Quando nossos corações são transformados pela graça divina, vemos o mundo de forma diferente e somos levados a agir com graça. Por meio da graça transformadora de Deus, somos capacitados para buscar soluções para o conflito através do intercâmbio aberto, sem recorrer à opressão ou à dominação.
Sendo assim, por meio da graça divina, está em nosso poder aumentar a dor infligida a nosso mundo ou contribuir para sua cura. [...] A transformação demanda despertar da indiferença e levar a compaixão a vítimas da pobreza e de todas as formas de injustiça na condição de comunidades de fé e líderes religiosos, devemos imaginar e desencadear caminhos alternativos, que rejeitem a violência e reconheçam a paz. Nossa época será lembrada em função daqueles que se dedicam à cura e à transformação da comunidade. Nosso mundo será moldado por aqueles que crêem e "assim, pois, sigamos as coisas que servem para a paz" (Romanos, 14:19).
Esse tipo de transformação é nossa única esperança de romper o ciclo vicioso da violência e injustiça - vicioso precisamente porque é o fruto do vício. A guerra e a paz são sistemas, e significam sistemas contraditórios de resolver conflitos. [...] Fazer a paz é uma questão de escolha individual e institucional, bem como de mudança individual e institucional. Para isso também é necessária a metanóia - uma mudança nas políticas e práticas. Fazer a paz requer compromisso e coragem, e demanda de nós uma disposição de nos tornarmos comunidades de transformação e buscar a justiça como pré-requisito para a transformação global.

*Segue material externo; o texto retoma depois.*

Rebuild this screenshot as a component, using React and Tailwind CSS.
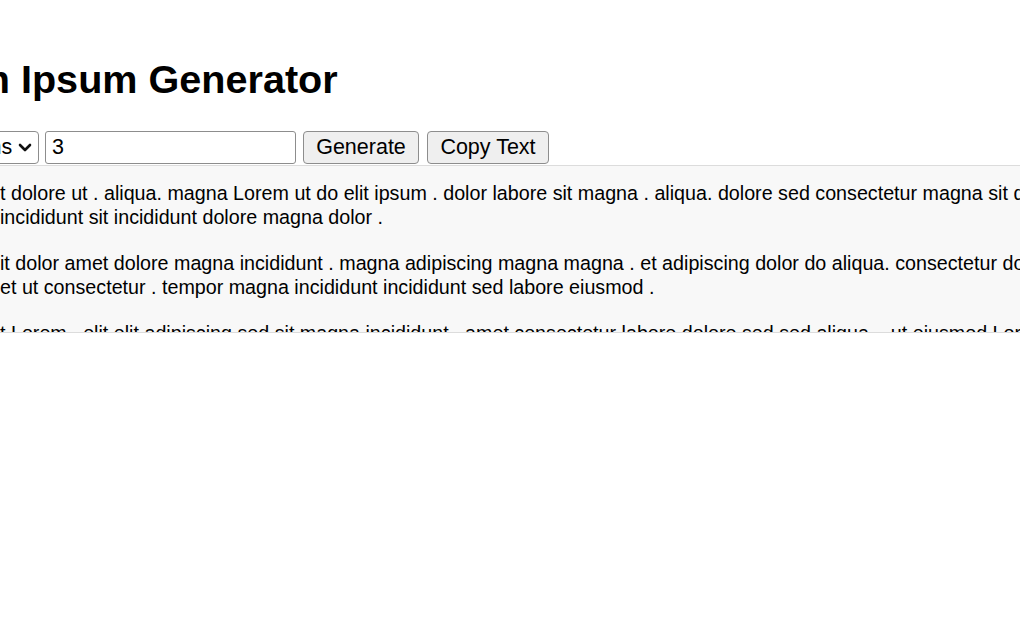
import React from "react";

const paragraphs = [
  [
    "t dolore ut . aliqua. magna Lorem ut do elit ipsum . dolor labore sit magna . aliqua. dolore sed consectetur magna sit dolor amet",
    "incididunt sit incididunt dolore magna dolor .",
  ],
  [
    "it dolor amet dolore magna incididunt . magna adipiscing magna magna . et adipiscing dolor do aliqua. consectetur dolore sed",
    "et ut consectetur . tempor magna incididunt incididunt sed labore eiusmod .",
  ],
  [
    "t Lorem . elit elit adipiscing sed sit magna incididunt . amet consectetur labore dolore sed sed aliqua. . ut eiusmod Lorem ipsum",
    "dolore magna aliqua. .",
  ],
];

export default function App() {
  return (
    <div className="min-h-screen w-full overflow-hidden bg-white text-black font-['Liberation_Sans',Arial,sans-serif]">
      <div className="-ml-[111px] pt-[56px]">
        <h1 className="text-[39.6px] font-bold leading-[46px]">Lorem Ipsum Generator</h1>

        <div className="mt-[29px] flex items-center pl-[7px]">
          <div className="relative h-[33px] w-[143px]">
            <select
              defaultValue="paragraphs"
              className="h-full w-full appearance-none rounded-[4px] border border-[#8d8d8d] bg-white pl-[4px] pr-[26px] text-[21.5px] leading-[31px] text-black outline-none"
            >
              <option value="paragraphs">Paragraphs</option>
              <option value="sentences">Sentences</option>
              <option value="words">Words</option>
            </select>
            <svg
              className="pointer-events-none absolute right-[7px] top-[12px] h-[9px] w-[14px]"
              viewBox="0 0 14 9"
              fill="none"
              stroke="#111"
              strokeWidth="2.6"
              strokeLinecap="round"
              strokeLinejoin="round"
            >
              <polyline points="2,2 7,7 12,2" />
            </svg>
          </div>
          <input
            type="text"
            defaultValue="3"
            className="ml-[6px] h-[33px] w-[251px] rounded-[3px] border border-[#8d8d8d] bg-white pl-[6px] text-[21.5px] text-black outline-none"
          />
          <button className="ml-[7px] flex h-[33px] w-[116px] items-center justify-center rounded-[4px] border border-[#8d8d8d] bg-[#efefef] text-[21.5px] text-black">
            Generate
          </button>
          <button className="ml-[8px] flex h-[33px] w-[122px] items-center justify-center rounded-[4px] border border-[#8d8d8d] bg-[#efefef] text-[21.5px] text-black">
            Copy Text
          </button>
        </div>

        <div className="mt-[1px] h-[168px] overflow-hidden border-y border-[#dcdcdc] bg-[#f8f8f8] pl-[111px] pt-[16px] text-[19.7px] leading-[23.5px] whitespace-nowrap">
          {paragraphs.map((lines, i) => (
            <p key={i} className="mb-[23px]">
              {lines.map((l, j) => (
                <span key={j} className="block">
                  {l}
                </span>
              ))}
            </p>
          ))}
        </div>
      </div>
    </div>
  );
}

A transformação como cura da Terra
[...] Quando somos transformados pela graça divina, podemos discernir adequadamente a injustiça da qual somos participantes ativos e não meros observadores passivos. Quando somos tocados pela graça de Deus, choramos pela des-graça que causamos ao não compartilhar os recursos de nosso planeta. Portanto, assim como a transformação do coração e da comunidade, a consciência ecológica também deriva da graça de Deus e requer uma metanóia correspondente - uma mudança de hábitos e estilos de vida. Paradoxalmente, tornamo-nos mais conscientes do impacto de nossas ações sobre outras pessoas e sobre a criação quando estamos preparados para abrir mão de alguma coisa. Porque, ao esvaziarmos nosso coração de nossos desejos egoístas, damos espaço para a graça de Deus. [...] Muitas vezes, nossos esforços pela reconciliação e transformação são prejudicados por uma falta de disposição de renunciar a formas estabelecidas como indivíduos ou instituições, por nossa recusa a abrir mão de qualquer consumismo de desperdício ou nacionalismo arrogante. Uma visão de mundo transformada nos permite perceber o impacto duradouro de nossas maneiras de agir sobre outras pessoas, especialmente os pobres, como imagem sagrada de Cristo, bem como o meio-ambiente, como sendo a marca silenciosa de Deus.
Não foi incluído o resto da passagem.